Open _dataset/dataset.json. Each entity looks like:

{
  "id": "summarization/short-paragraph",
  "title": "Summarization — short paragraph",
  "section": "summarization",
  "tags": [
    { "name": "summarization", "slug": "summarization" },
    { "name": "factual", "slug": "factual" }
  ],
  "url": "/summarization/short-paragraph/",
  "related": [
    {
      "id": "summarization/technical-document",
      "url": "/summarization/technical-document/",
      "title": "Summarization — technical document excerpt"
    }
  ],
  "frontmatter": {
    "title": "Summarization — short paragraph",
    "difficulty": "easy",
    "category": "summarization",
    "input": "The water cycle...",
    "expected_output": "Water continuously moves...",
    "grader": "semantic_similarity",
    "min_score": 0.8
  }
}

Notice the related field: schemaflux computed that technical-document is similar to short-paragraph based on shared tags and section.
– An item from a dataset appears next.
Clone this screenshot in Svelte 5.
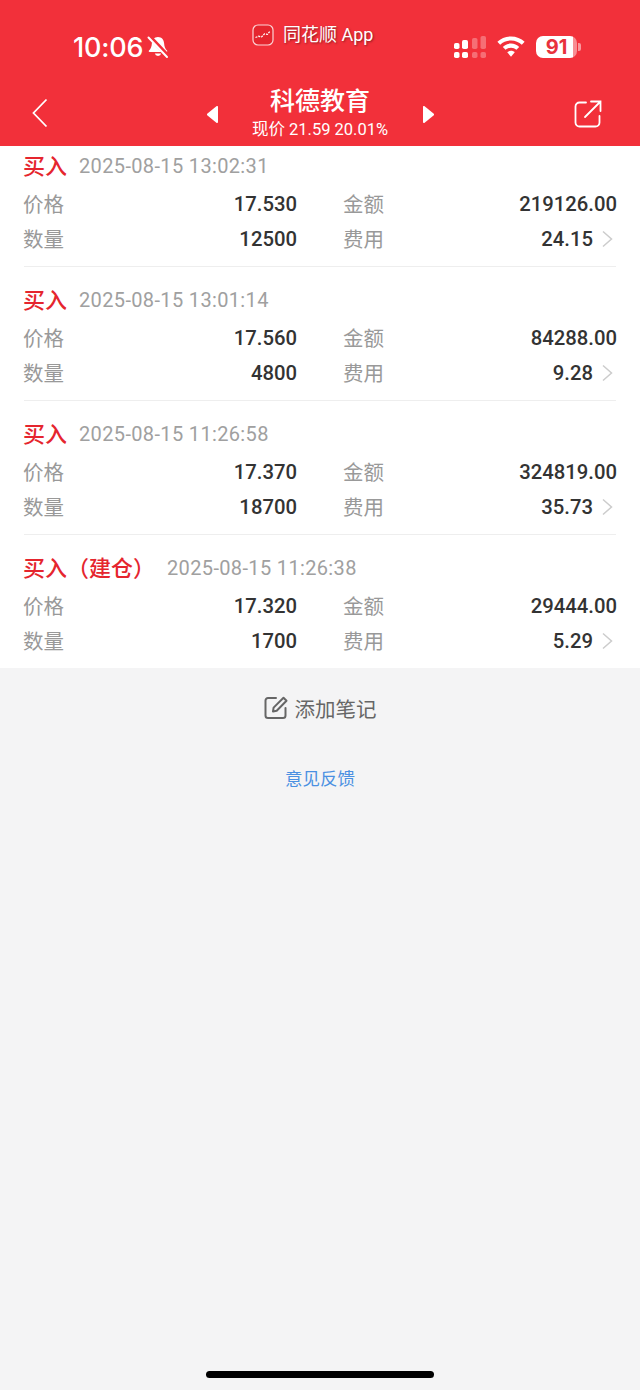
<script>
	const trades = [
		{ side: '买入', time: '2025-08-15 13:02:31', price: '17.530', amount: '219126.00', qty: '12500', fee: '24.15' },
		{ side: '买入', time: '2025-08-15 13:01:14', price: '17.560', amount: '84288.00', qty: '4800', fee: '9.28' },
		{ side: '买入', time: '2025-08-15 11:26:58', price: '17.370', amount: '324819.00', qty: '18700', fee: '35.73' },
		{ side: '买入（建仓）', time: '2025-08-15 11:26:38', price: '17.320', amount: '29444.00', qty: '1700', fee: '5.29' }
	];
</script>

<div class="page">
	<header class="top">
		<div class="status">
			<div class="clock">
				<span>10:06</span>
				<svg width="24" height="24" viewBox="0 0 24 24">
					<path d="M12 2c-3.800 0-5.800 2.800-6.100 6.200-.3 3.600-1.100 5.600-2.900 7.400-.6.600-.2 1.400.6 1.400h16.800c.8 0 1.200-.8.600-1.400-1.800-1.800-2.600-3.800-2.900-7.400C17.800 4.800 15.800 2 12 2z" fill="#fff" />
					<path d="M8.800 18.500a3.300 3.300 0 0 0 6.400 0z" fill="#fff" />
					<path d="M3.500 1.500l18 19" stroke="#f2303a" stroke-width="4" />
					<path d="M2.500 2.500l18.500 19.500" stroke="#fff" stroke-width="2" stroke-linecap="round" />
				</svg>
			</div>
			<div class="app-label">
				<svg width="22" height="22" viewBox="0 0 22 22">
					<rect x="1" y="1" width="20" height="20" rx="5" fill="#e5252e" stroke="#fbd4d6" stroke-width="1.200" />
					<path d="M3.500 13.500l3-1.200 3 .6 3-3 3 .4 2.500-3" fill="none" stroke="#fff" stroke-width="1.300" stroke-dasharray="2 1" />
				</svg>
				<span>同花顺 App</span>
			</div>
			<div class="indicators">
				<svg width="32" height="22" viewBox="0 0 32 22">
					<rect x="0" y="7" width="5.500" height="6" rx="1.800" fill="#fff" />
					<rect x="0" y="16" width="5.500" height="6" rx="1.800" fill="#fff" />
					<rect x="8" y="4" width="6" height="9" rx="1.800" fill="#fff" />
					<rect x="8" y="16" width="6" height="6" rx="1.800" fill="#fff" />
					<rect x="18" y="2" width="5.500" height="11" rx="1.800" fill="#fff" opacity=".3" />
					<rect x="18" y="16" width="5.500" height="6" rx="1.800" fill="#fff" opacity=".3" />
					<rect x="26.500" y="0" width="5.500" height="13" rx="1.800" fill="#fff" opacity=".3" />
					<rect x="26.500" y="16" width="5.500" height="6" rx="1.800" fill="#fff" opacity=".3" />
				</svg>
				<svg class="wifi" width="28" height="22" viewBox="0 0 29 22">
					<path d="M14.500 0C9 0 4 2 .4 5.600l2.900 3.100C6.200 5.900 10.100 4.200 14.500 4.200s8.300 1.700 11.200 4.500l2.900-3.100C25 2 20 0 14.500 0z" fill="#fff" />
					<path d="M14.500 7.500c-3.300 0-6.300 1.300-8.500 3.400l2.900 3c1.500-1.300 3.500-2.200 5.600-2.200s4.100.9 5.600 2.200l2.900-3c-2.200-2.100-5.200-3.400-8.500-3.400z" fill="#fff" />
					<path d="M14.500 15c-1.500 0-2.900.6-3.900 1.500l3.900 4.500 3.900-4.500c-1-.9-2.400-1.500-3.900-1.500z" fill="#fff" />
				</svg>
				<div class="battery">
					<div class="cell">91</div>
					<div class="nub"></div>
				</div>
			</div>
		</div>
		<nav class="nav">
			<svg class="back" width="18" height="30" viewBox="0 0 18 30">
				<path d="M15.500 1.500L2.500 15l13 13.500" fill="none" stroke="#fff" stroke-width="1.800" />
			</svg>
			<div class="title-wrap">
				<svg width="12" height="17" viewBox="0 0 12 17"><path d="M11.500 1v15a1 1 0 0 1-1.600.8L1 9.500a1.300 1.300 0 0 1 0-2L9.900.2A1 1 0 0 1 11.500 1z" fill="#fff" /></svg>
				<div class="title">
					<h1>科德教育</h1>
					<p>现价 21.59 20.01%</p>
				</div>
				<svg width="12" height="17" viewBox="0 0 12 17"><path d="M.5 1v15a1 1 0 0 0 1.600.8l8.900-7.300a1.300 1.300 0 0 0 0-2L2.100.2A1 1 0 0 0 .5 1z" fill="#fff" /></svg>
			</div>
			<svg class="share" width="28" height="28" viewBox="0 0 28 28">
				<path d="M12 2.500H5.500a4 4 0 0 0-4 4v16a4 4 0 0 0 4 4h16a4 4 0 0 0 4-4V16" fill="none" stroke="#fff" stroke-width="1.800" stroke-linecap="round" />
				<path d="M11 17L26 2M17 1.500h9.500V11" fill="none" stroke="#fff" stroke-width="1.800" stroke-linecap="round" />
			</svg>
		</nav>
	</header>

	<section class="list">
		{#each trades as t}
			<article class="trade">
				<div class="head">
					<span class="side">{t.side}</span>
					<span class="time">{t.time}</span>
				</div>
				<div class="grid">
					<div class="cell-row"><span class="label">价格</span><span class="value">{t.price}</span></div>
					<div class="cell-row"><span class="label">金额</span><span class="value">{t.amount}</span></div>
					<div class="cell-row"><span class="label">数量</span><span class="value">{t.qty}</span></div>
					<div class="cell-row">
						<span class="label">费用</span>
						<span class="value fee">
							{t.fee}
							<svg width="12" height="18" viewBox="0 0 12 18"><path d="M2 1.500l8.500 7.500-8.500 7.500" fill="none" stroke="#cccccc" stroke-width="1.500" /></svg>
						</span>
					</div>
				</div>
			</article>
		{/each}
	</section>

	<button class="note">
		<svg width="24" height="24" viewBox="0 0 24 24">
			<path d="M12 2H4a2.500 2.500 0 0 0-2.500 2.500v15A2.500 2.500 0 0 0 4 22h15a2.500 2.500 0 0 0 2.500-2.500V12" fill="none" stroke="#666" stroke-width="2" stroke-linecap="round" />
			<path d="M9 15.500l.6-3.900L19.500 1.800l3 3-9.800 10z" fill="none" stroke="#666" stroke-width="2" stroke-linejoin="round" />
		</svg>
		<span>添加笔记</span>
	</button>
	<a class="feedback" href="#feedback">意见反馈</a>

	<div class="home"></div>
</div>

<style>
	:global(body) {
		margin: 0;
		background: #f4f4f5;
	}

	.page {
		display: flex;
		flex-direction: column;
		height: 1390px;
		font-family: Roboto, "Noto Sans CJK SC", sans-serif;
	}

	.top {
		height: 146px;
		background: #f2303a;
		color: #fff;
	}

	.status {
		position: relative;
		display: flex;
		align-items: center;
		justify-content: space-between;
		height: 78px;
		padding: 16px 59px 0 73px;
		box-sizing: border-box;
	}

	.clock {
		display: flex;
		align-items: center;
		gap: 3px;
		font-family: Inter, sans-serif;
		font-size: 27px;
		font-weight: 500;
		letter-spacing: -0.2px;
	}

	.app-label {
		position: absolute;
		top: 20px;
		left: 252px;
		display: flex;
		align-items: center;
		gap: 9px;
		font-size: 18px;
		text-shadow: 1px 1px 2px rgba(110, 20, 25, 0.7);
	}

	.app-label span {
		margin-bottom: 4px;
	}

	.indicators {
		display: flex;
		align-items: center;
		gap: 11px;
	}

	.battery {
		display: flex;
		align-items: center;
		gap: 1px;
	}

	.battery .cell {
		width: 41px;
		height: 22px;
		border-radius: 7px;
		background: linear-gradient(90deg, #fff 90%, rgba(255, 255, 255, 0.45) 90%);
		color: #e8323c;
		font-family: Inter, sans-serif;
		font-size: 20px;
		font-weight: 700;
		line-height: 22px;
		text-align: center;
	}

	.battery .nub {
		width: 3px;
		height: 8px;
		border-radius: 0 2px 2px 0;
		background: rgba(255, 255, 255, 0.5);
	}

	.nav {
		display: grid;
		grid-template-columns: 1fr auto 1fr;
		align-items: start;
		padding: 0 38px 0 31px;
	}

	.back {
		margin-top: 20px;
	}

	.share {
		justify-self: end;
		margin-top: 22px;
	}

	.title-wrap {
		display: flex;
		align-items: center;
		gap: 32px;
		transform: translateX(3.500px);
	}

	.title-wrap svg {
		margin-top: 12px;
	}

	.title {
		width: 140px;
		text-align: center;
	}

	h1 {
		margin: 4px 0 0;
		font-size: 25px;
		font-weight: 500;
		line-height: 40px;
	}

	.title p {
		margin: 0;
		font-size: 16.500px;
		line-height: 16px;
		white-space: nowrap;
	}

	.list {
		padding-top: 3px;
		background: #fff;
	}

	.trade {
		margin: 0 24px;
		padding: 16px 0 10px;
		border-bottom: 1px solid #eeeeee;
	}

	.trade:first-child {
		padding-top: 0;
	}

	.trade:last-child {
		border-bottom: 0;
	}

	.head {
		display: flex;
		align-items: center;
		gap: 12px;
		height: 34px;
		margin-bottom: 3px;
	}

	.side {
		margin: -4px 0 0 -1px;
		color: #e5252e;
		font-size: 22px;
		font-weight: 500;
	}

	.time {
		color: #a0a0a0;
		font-size: 20px;
		letter-spacing: 0.350px;
	}

	.grid {
		display: grid;
		grid-template-columns: 273px 273px;
		gap: 0 47px;
	}

	.cell-row {
		display: flex;
		align-items: center;
		justify-content: space-between;
		height: 35px;
	}

	.label {
		margin: -2px 0 0 -1px;
		color: #999;
		font-size: 20.500px;
	}

	.value {
		color: #333;
		font-size: 20.300px;
		font-weight: 500;
	}

	.fee {
		display: flex;
		align-items: center;
		gap: 8px;
		margin-right: 4px;
	}

	.note {
		display: flex;
		align-items: center;
		justify-content: center;
		gap: 7px;
		height: 40px;
		margin-top: 20px;
		padding: 0;
		border: 0;
		background: none;
		color: #666;
		font: inherit;
		font-size: 20.500px;
	}

	.feedback {
		margin-top: 40px;
		color: #4a90e2;
		font-size: 17.500px;
		line-height: 22px;
		text-align: center;
		text-decoration: none;
	}

	.home {
		width: 228px;
		height: 7px;
		margin: auto auto 12px;
		border-radius: 4px;
		background: #000;
	}
</style>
This metadata is useful for auditing your dataset for near-duplicates.

Step 7

Load into matchspec

Create a Go program that loads the compiled dataset and runs it through matchspec:

main.go

package main

import (
    "encoding/json"
    "fmt"
    "log"
    "os"

    "github.com/greynewell/matchspec"
)

// SchemafluxEntity mirrors the JSON output structure
type SchemafluxEntity struct {
    ID          string         `json:"id"`
    Title       string         `json:"title"`
    Section     string         `json:"section"`
    Frontmatter map[string]any `json:"frontmatter"`
}

type SchemafluxDataset struct {
    Count    int                 `json:"count"`
    Entities []SchemafluxEntity  `json:"entities"`
}

func loadExamples(path string) ([]matchspec.Example, error) {
    f, err := os.Open(path)
    if err != nil {
        return nil, fmt.Errorf("open dataset: %w", err)
    }
    defer f.Close()

    var dataset SchemafluxDataset
    if err := json.NewDecoder(f).Decode(&dataset); err != nil {
        return nil, fmt.Errorf("decode dataset: %w", err)
    }

    examples := make([]matchspec.Example, 0, len(dataset.Entities))
    for _, e := range dataset.Entities {
        fm := e.Frontmatter
        example := matchspec.Example{
            ID:             e.ID,
            Input:          stringOr(fm, "input", ""),
            ExpectedOutput: stringOr(fm, "expected_output", ""),
            Metadata: map[string]any{
                "title":      e.Title,
                "difficulty": fm["difficulty"],
                "grader":     fm["grader"],
                "min_score":  fm["min_score"],
                "section":    e.Section,
            },
        }
        examples = append(examples, example)
    }
    return examples, nil
}

func stringOr(m map[string]any, key, fallback string) string {
    if v, ok := m[key]; ok {
        if s, ok := v.(string); ok {
            return s
        }
    }
    return fallback
}

func main() {
    examples, err := loadExamples("./_dataset/dataset.json")
    if err != nil {
        log.Fatal(err)
    }
    fmt.Printf("Loaded %d examples\n", len(examples))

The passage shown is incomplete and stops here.